■ **WORK REQUIRED**:
Pictures in the data below are not part of the copy; transcribe everything else exactly.

■ **SOURCE EXCERPT**:

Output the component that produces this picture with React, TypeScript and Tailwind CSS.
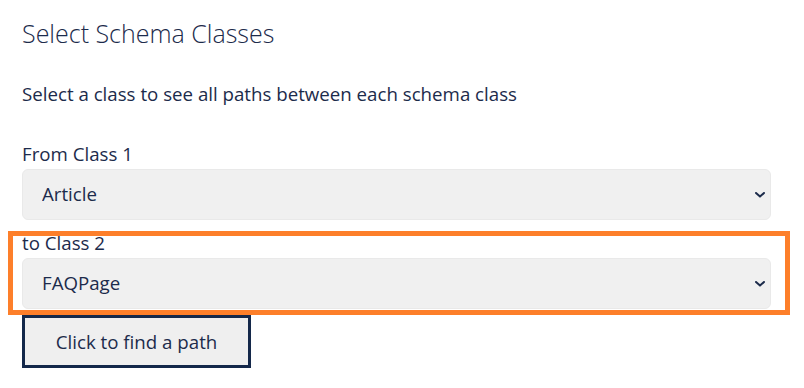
const textColor = "text-[#1c2b4b]";

function Chevron() {
  return (
    <svg
      className="pointer-events-none absolute right-[6px] top-1/2 -translate-y-1/2"
      width="10"
      height="6"
      viewBox="0 0 10 6"
      fill="none"
    >
      <path d="M1 1l4 3.6L9 1" stroke="#1c2b4b" strokeWidth="2" strokeLinecap="round" strokeLinejoin="round" />
    </svg>
  );
}

function SchemaSelect({ value, options }: { value: string; options: string[] }) {
  return (
    <div className="relative">
      <select
        defaultValue={value}
        className={`block h-[51px] w-full appearance-none rounded-[6px] border border-[#e9e9e9] bg-[#f0f0f0] pl-[19px] text-[18.7px] outline-none ${textColor}`}
      >
        {options.map((o) => (
          <option key={o}>{o}</option>
        ))}
      </select>
      <Chevron />
    </div>
  );
}

export default function App() {
  const classes = ["Article", "FAQPage", "Person", "Organization"];
  return (
    <div
      className={`min-h-screen w-[804px] bg-white pl-[22px] pr-[33px] pt-[19px] ${textColor}`}
      style={{ fontFamily: '"Open Sans", "Noto Sans", sans-serif' }}
    >
      <h1 className="text-[25px] font-light leading-[29px]">Select Schema Classes</h1>
      <p className="mt-[32px] text-[18.7px] leading-[27px]">
        Select a class to see all paths between each schema class
      </p>

      <label className="mt-[33px] block text-[18.7px] leading-[27px]">From Class 1</label>
      <div className="mt-[2px]">
        <SchemaSelect value="Article" options={classes} />
      </div>

      <div className="relative mt-[9px]">
        <div className="pointer-events-none absolute -left-[14px] -right-[19px] top-[2px] bottom-[-6px] border-[5px] border-[#fd7f2a]" />
        <label className="block text-[18.7px] leading-[27px]">to Class 2</label>
        <div className="mt-[2px]">
          <SchemaSelect value="FAQPage" options={classes} />
        </div>
      </div>

      <button className="mt-[6px] h-[53px] w-[229px] border-[3px] border-[#14284a] bg-[#efefef] text-[18.7px] leading-[27px]">
        Click to find a path
      </button>
    </div>
  );
}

■ **EXERCISE ANSWER**:
Output the component that produces this picture with React, TypeScript and Tailwind CSS.
const textColor = "text-[#1c2b4b]";

function Chevron() {
  return (
    <svg
      className="pointer-events-none absolute right-[6px] top-1/2 -translate-y-1/2"
      width="10"
      height="6"
      viewBox="0 0 10 6"
      fill="none"
    >
      <path d="M1 1l4 3.6L9 1" stroke="#1c2b4b" strokeWidth="2" strokeLinecap="round" strokeLinejoin="round" />
    </svg>
  );
}

function SchemaSelect({ value, options }: { value: string; options: string[] }) {
  return (
    <div className="relative">
      <select
        defaultValue={value}
        className={`block h-[51px] w-full appearance-none rounded-[6px] border border-[#e9e9e9] bg-[#f0f0f0] pl-[19px] text-[18.7px] outline-none ${textColor}`}
      >
        {options.map((o) => (
          <option key={o}>{o}</option>
        ))}
      </select>
      <Chevron />
    </div>
  );
}

export default function App() {
  const classes = ["Article", "FAQPage", "Person", "Organization"];
  return (
    <div
      className={`min-h-screen w-[804px] bg-white pl-[22px] pr-[33px] pt-[19px] ${textColor}`}
      style={{ fontFamily: '"Open Sans", "Noto Sans", sans-serif' }}
    >
      <h1 className="text-[25px] font-light leading-[29px]">Select Schema Classes</h1>
      <p className="mt-[32px] text-[18.7px] leading-[27px]">
        Select a class to see all paths between each schema class
      </p>

      <label className="mt-[33px] block text-[18.7px] leading-[27px]">From Class 1</label>
      <div className="mt-[2px]">
        <SchemaSelect value="Article" options={classes} />
      </div>

      <div className="relative mt-[9px]">
        <div className="pointer-events-none absolute -left-[14px] -right-[19px] top-[2px] bottom-[-6px] border-[5px] border-[#fd7f2a]" />
        <label className="block text-[18.7px] leading-[27px]">to Class 2</label>
        <div className="mt-[2px]">
          <SchemaSelect value="FAQPage" options={classes} />
        </div>
      </div>

      <button className="mt-[6px] h-[53px] w-[229px] border-[3px] border-[#14284a] bg-[#efefef] text-[18.7px] leading-[27px]">
        Click to find a path
      </button>
    </div>
  );
}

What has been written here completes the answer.